» Problem:
State the number of lines that include the string "screenshot", and write nothing else.

» Entries with page source code:

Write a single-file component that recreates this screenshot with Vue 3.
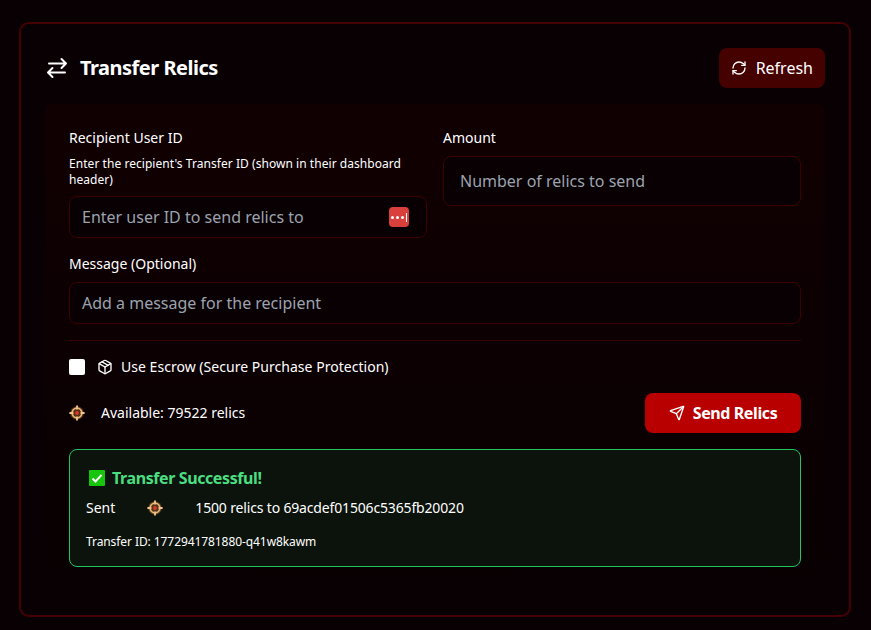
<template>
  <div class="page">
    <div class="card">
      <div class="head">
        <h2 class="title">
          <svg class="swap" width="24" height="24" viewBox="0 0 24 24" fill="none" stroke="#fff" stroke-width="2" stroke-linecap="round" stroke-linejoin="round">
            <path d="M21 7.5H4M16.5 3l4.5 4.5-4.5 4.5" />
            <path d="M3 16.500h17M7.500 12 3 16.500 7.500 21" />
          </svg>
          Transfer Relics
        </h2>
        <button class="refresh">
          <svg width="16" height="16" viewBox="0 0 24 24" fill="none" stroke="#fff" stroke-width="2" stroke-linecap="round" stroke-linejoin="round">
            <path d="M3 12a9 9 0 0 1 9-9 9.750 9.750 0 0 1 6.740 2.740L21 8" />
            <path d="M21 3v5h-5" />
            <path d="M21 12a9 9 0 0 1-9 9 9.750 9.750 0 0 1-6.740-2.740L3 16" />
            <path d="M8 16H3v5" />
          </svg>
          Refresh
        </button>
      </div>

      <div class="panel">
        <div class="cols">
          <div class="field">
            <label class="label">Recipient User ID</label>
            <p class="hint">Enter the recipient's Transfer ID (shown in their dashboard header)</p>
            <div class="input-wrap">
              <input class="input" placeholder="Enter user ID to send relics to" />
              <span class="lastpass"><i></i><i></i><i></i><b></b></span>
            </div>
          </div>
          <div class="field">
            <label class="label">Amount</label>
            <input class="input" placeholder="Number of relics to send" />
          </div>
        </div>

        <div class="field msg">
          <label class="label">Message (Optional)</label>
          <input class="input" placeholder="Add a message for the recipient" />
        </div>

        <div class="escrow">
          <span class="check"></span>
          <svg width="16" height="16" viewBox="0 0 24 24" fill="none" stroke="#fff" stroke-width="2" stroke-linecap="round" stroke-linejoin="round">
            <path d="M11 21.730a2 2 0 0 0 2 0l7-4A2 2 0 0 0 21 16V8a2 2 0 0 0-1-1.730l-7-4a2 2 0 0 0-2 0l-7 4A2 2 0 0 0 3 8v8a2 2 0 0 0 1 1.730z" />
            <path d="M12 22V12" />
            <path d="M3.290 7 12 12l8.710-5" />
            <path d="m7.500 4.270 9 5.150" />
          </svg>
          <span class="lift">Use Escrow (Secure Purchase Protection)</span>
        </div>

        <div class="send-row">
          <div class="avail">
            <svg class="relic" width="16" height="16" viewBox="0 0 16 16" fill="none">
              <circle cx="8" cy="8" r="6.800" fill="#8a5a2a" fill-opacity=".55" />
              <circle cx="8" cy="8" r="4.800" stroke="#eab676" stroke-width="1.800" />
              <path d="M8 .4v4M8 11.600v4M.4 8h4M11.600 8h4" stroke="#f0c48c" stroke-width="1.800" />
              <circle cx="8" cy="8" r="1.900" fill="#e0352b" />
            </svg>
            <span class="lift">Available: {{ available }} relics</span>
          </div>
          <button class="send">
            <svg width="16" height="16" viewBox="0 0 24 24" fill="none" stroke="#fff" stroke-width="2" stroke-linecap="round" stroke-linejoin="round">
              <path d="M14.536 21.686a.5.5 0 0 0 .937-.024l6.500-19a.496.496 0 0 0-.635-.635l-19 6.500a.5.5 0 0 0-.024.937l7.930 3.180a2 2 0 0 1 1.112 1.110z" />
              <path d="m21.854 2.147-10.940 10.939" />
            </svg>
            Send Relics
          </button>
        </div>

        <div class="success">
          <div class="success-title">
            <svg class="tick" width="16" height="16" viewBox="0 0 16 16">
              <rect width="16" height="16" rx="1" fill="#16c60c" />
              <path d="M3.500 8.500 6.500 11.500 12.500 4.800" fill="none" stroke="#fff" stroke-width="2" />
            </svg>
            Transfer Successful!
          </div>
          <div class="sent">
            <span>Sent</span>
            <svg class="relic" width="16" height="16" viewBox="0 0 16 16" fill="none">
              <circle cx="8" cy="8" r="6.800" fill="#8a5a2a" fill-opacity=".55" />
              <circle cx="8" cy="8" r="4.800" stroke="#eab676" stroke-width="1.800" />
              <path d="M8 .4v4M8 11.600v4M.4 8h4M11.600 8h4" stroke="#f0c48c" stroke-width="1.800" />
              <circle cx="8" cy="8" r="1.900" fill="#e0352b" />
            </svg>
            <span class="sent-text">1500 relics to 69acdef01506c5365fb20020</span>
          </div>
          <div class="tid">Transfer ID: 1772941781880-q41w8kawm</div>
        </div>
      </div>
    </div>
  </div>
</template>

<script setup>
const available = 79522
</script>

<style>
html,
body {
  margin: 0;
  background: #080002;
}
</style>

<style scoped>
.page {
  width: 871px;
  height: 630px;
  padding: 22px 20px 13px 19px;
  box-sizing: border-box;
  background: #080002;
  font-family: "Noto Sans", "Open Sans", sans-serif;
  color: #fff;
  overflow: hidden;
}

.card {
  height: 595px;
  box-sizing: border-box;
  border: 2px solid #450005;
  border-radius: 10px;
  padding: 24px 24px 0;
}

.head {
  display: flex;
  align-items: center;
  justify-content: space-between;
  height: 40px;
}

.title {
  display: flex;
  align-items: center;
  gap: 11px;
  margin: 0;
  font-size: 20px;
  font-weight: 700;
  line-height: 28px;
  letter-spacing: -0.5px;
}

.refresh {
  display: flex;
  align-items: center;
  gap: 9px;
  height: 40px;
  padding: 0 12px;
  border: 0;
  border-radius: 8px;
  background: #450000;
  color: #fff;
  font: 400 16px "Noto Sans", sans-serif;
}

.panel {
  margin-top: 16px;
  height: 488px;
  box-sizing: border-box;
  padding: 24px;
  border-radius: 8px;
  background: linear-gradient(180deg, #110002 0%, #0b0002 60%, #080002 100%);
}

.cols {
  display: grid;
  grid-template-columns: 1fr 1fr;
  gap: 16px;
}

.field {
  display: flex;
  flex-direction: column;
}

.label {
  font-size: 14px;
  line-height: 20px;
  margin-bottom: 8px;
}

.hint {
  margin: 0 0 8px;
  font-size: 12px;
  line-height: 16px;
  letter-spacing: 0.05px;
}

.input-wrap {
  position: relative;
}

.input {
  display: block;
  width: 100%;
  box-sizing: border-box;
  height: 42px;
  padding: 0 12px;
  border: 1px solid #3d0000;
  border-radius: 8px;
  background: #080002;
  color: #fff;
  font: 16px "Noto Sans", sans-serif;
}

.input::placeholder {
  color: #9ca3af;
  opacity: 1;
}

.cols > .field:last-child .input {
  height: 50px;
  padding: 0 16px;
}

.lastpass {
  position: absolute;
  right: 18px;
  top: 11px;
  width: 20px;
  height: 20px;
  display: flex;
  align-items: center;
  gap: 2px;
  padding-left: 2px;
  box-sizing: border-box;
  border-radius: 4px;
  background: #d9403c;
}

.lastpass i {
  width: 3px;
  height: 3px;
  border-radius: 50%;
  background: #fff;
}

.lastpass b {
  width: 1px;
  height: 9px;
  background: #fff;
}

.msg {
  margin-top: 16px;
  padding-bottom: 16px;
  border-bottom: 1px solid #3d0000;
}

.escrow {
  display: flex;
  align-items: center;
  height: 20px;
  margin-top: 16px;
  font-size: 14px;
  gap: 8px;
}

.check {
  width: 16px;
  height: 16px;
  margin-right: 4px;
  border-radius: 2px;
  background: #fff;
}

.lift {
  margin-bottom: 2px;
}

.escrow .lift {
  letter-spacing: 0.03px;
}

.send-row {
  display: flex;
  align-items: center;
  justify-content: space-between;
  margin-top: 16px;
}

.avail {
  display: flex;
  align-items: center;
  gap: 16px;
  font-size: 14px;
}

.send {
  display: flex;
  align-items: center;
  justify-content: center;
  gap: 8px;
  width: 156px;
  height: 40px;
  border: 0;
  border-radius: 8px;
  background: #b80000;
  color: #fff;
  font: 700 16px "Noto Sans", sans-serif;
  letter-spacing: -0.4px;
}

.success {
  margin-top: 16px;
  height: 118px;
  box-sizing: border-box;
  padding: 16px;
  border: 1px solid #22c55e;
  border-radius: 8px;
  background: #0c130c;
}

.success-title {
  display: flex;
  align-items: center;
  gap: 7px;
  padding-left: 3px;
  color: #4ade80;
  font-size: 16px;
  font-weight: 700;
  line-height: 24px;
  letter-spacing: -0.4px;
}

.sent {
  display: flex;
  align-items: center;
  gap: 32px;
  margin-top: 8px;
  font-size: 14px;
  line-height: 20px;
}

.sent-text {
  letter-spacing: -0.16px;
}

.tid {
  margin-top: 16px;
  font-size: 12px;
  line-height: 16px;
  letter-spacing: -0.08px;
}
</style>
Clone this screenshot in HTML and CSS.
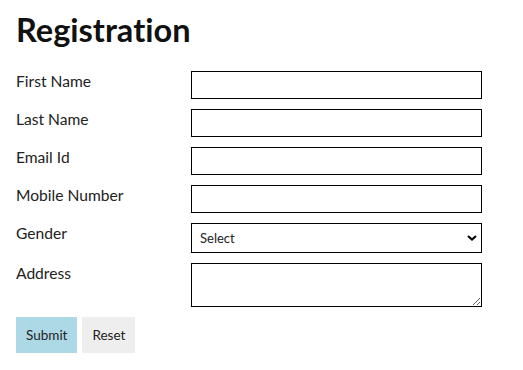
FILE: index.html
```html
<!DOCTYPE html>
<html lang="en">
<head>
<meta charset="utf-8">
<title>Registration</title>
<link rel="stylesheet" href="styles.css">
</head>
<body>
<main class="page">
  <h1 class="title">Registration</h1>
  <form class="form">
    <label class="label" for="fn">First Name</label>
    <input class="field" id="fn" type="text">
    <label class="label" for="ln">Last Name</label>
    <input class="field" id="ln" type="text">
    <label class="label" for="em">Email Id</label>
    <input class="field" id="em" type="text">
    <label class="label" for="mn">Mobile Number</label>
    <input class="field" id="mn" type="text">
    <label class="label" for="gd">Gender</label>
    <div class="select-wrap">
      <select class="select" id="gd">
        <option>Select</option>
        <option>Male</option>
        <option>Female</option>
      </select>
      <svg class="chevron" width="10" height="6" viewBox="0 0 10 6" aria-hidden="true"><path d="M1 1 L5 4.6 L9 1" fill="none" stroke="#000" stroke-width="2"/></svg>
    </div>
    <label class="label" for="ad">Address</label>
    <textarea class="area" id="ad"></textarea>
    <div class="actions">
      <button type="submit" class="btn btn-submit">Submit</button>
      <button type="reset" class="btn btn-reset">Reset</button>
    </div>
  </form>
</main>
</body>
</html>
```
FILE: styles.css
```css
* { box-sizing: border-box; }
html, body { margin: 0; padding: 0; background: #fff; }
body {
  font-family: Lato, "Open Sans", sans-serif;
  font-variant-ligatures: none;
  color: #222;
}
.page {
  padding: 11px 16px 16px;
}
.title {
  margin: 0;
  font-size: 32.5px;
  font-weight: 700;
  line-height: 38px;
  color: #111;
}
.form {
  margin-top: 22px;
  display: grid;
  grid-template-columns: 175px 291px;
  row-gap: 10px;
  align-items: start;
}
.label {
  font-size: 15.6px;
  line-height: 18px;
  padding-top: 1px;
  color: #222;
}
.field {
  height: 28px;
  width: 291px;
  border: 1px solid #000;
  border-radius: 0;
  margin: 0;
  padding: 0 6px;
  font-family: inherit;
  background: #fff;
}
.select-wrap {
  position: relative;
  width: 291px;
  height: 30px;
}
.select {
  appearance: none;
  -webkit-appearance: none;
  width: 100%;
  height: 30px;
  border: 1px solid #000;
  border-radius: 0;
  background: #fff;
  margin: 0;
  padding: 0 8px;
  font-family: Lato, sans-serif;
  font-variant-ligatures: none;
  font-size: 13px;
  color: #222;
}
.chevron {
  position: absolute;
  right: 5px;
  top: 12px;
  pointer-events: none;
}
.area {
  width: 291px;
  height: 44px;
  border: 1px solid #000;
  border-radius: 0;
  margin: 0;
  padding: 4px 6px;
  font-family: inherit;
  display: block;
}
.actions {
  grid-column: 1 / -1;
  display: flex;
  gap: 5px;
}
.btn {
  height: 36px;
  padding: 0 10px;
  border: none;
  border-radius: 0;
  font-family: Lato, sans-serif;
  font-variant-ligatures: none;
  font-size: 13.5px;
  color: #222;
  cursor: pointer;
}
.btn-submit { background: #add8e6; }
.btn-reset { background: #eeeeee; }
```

» Expected answer:
2